Multi-Tenant ERP Capacity Planning for Finance SaaS Platforms Under Rapid Growth
Learn how finance SaaS platforms can approach multi-tenant ERP capacity planning as recurring revenue infrastructure, balancing performance, tenant isolation, governance, embedded ERP scalability, and operational resilience during rapid growth.
May 18, 2026
Why capacity planning becomes a board-level issue in finance SaaS
For finance SaaS platforms, multi-tenant ERP capacity planning is not an infrastructure side task. It is a recurring revenue protection discipline.
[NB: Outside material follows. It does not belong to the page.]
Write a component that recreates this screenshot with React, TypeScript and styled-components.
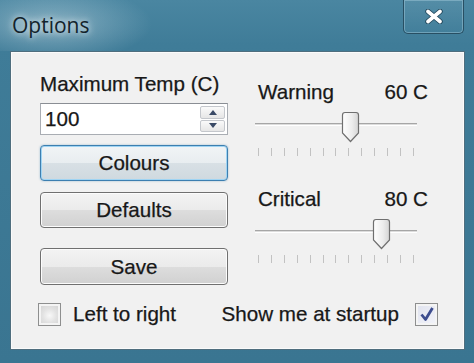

When transaction volumes rise, customer onboarding accelerates, and embedded ERP workflows expand across billing, reconciliation, reporting, and compliance, platform capacity directly affects retention, gross margin, and implementation velocity.
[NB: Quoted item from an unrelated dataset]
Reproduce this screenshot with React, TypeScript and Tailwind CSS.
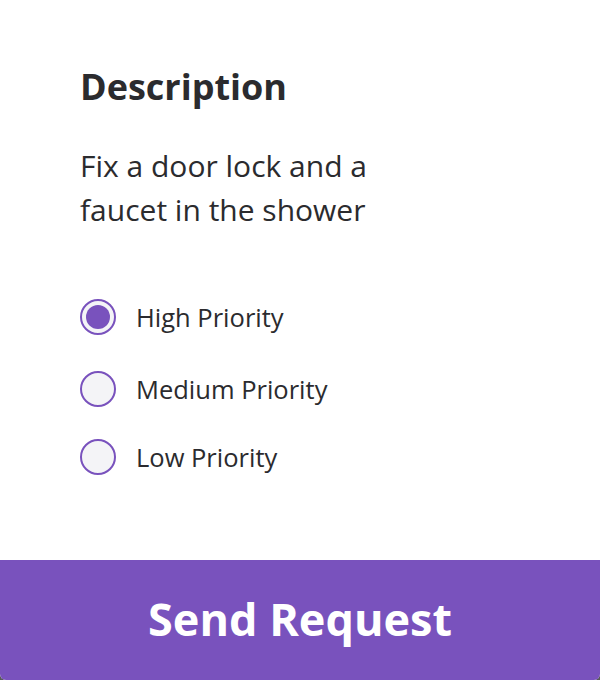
import React from "react";

const options = [
  { label: "High Priority", checked: true, mt: "mt-0" },
  { label: "Medium Priority", checked: false, mt: "mt-[36px]" },
  { label: "Low Priority", checked: false, mt: "mt-[32px]" },
];

export default function App() {
  return (
    <div className="w-[600px] h-[680px] bg-[#5a5a5a]">
      <div
        className="w-full h-full bg-white rounded-b-[6px] overflow-hidden flex flex-col text-[#2b2b2e]"
        style={{ fontFamily: "'Open Sans', sans-serif" }}
      >
        <div className="flex-1 pl-[80px] pt-[65px]">
          <h1 className="text-[36px] font-bold leading-[44px]">Description</h1>
          <p className="mt-[35px] text-[30px] leading-[44px]">
            Fix a door lock and a
            <br />
            faucet in the shower
          </p>
          <div className="mt-[67px] flex flex-col">
            {options.map((o) => (
              <div key={o.label} className={`flex items-center ${o.mt}`}>
                <div className="w-[36px] h-[36px] rounded-full border-2 border-[#7952bd] bg-[#f4f4f7] flex items-center justify-center">
                  {o.checked && <div className="w-[24px] h-[24px] rounded-full bg-[#7952bd]" />}
                </div>
                <span className="ml-[20px] text-[25.5px] leading-[36px]">{o.label}</span>
              </div>
            ))}
          </div>
        </div>
        <div className="h-[120px] bg-[#7952bd] flex items-center justify-center pb-[2px]">
          <span className="text-white text-[45px] font-bold">Send Request</span>
        </div>
      </div>
    </div>
  );
}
Many finance software companies discover this too late. They scale customer acquisition faster than they scale tenant-aware data architecture, workflow orchestration, reporting throughput, and operational governance. The result is predictable: month-end slowdowns, delayed close cycles, inconsistent tenant performance, support escalation spikes, and weakened confidence among enterprise buyers and channel partners.
SysGenPro approaches this challenge as digital business platform design. In a modern finance SaaS environment, ERP capacity planning must support subscription operations, embedded finance workflows, partner-led deployments, and white-label ERP expansion without creating operational fragility.
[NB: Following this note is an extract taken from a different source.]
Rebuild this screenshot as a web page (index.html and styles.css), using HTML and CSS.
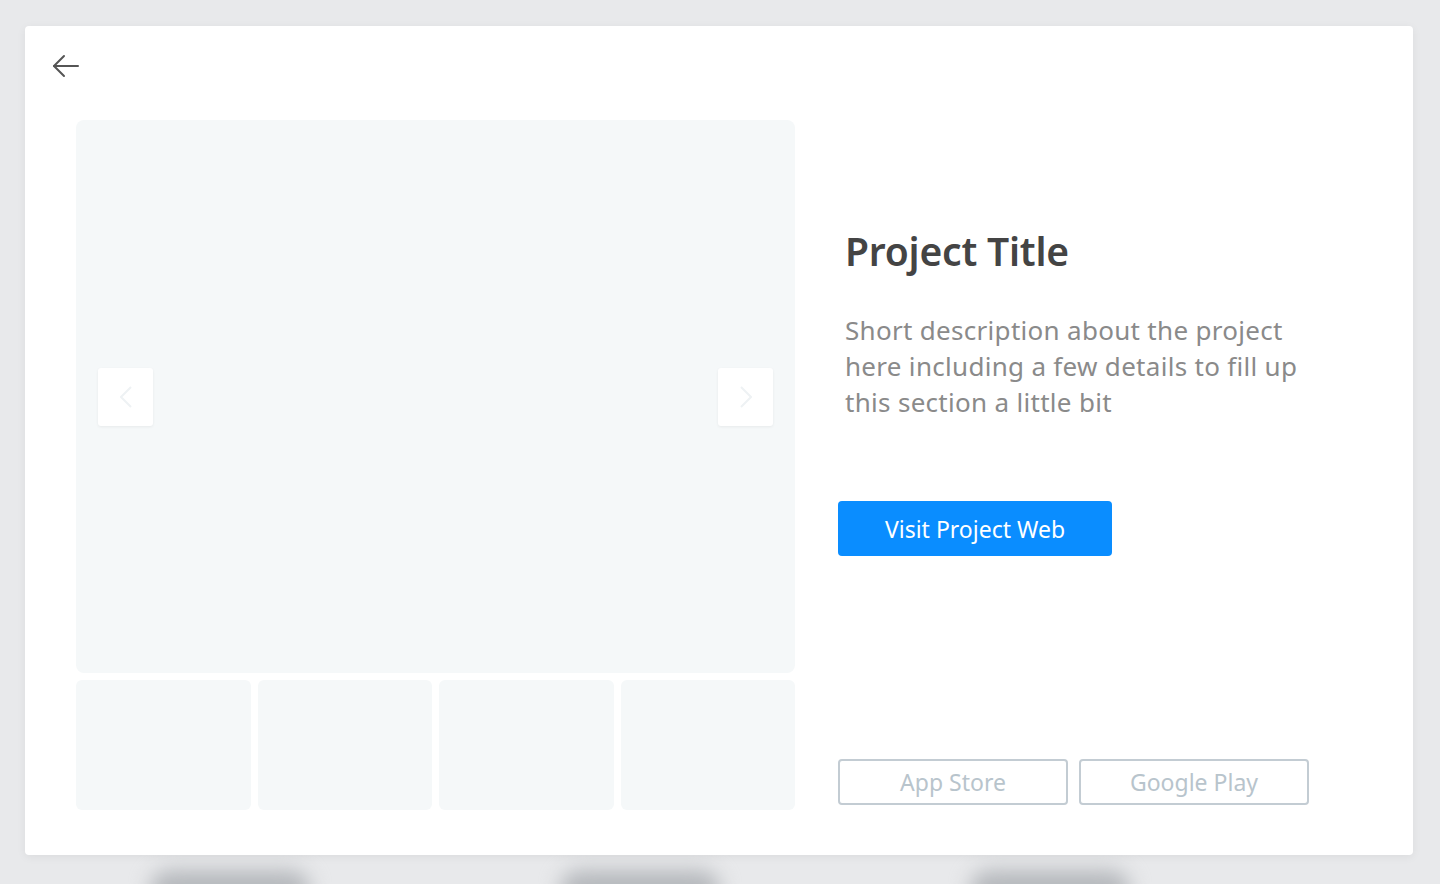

What rapid growth changes in a multi-tenant finance ERP environment
Rapid growth changes the shape of demand before it changes the average volume. A finance SaaS platform may add 200 new tenants in two quarters, but the real pressure often comes from uneven usage patterns: quarter-end reporting bursts, payroll cycles, invoice generation peaks, API-heavy integrations, and analytics jobs running simultaneously across multiple customer segments.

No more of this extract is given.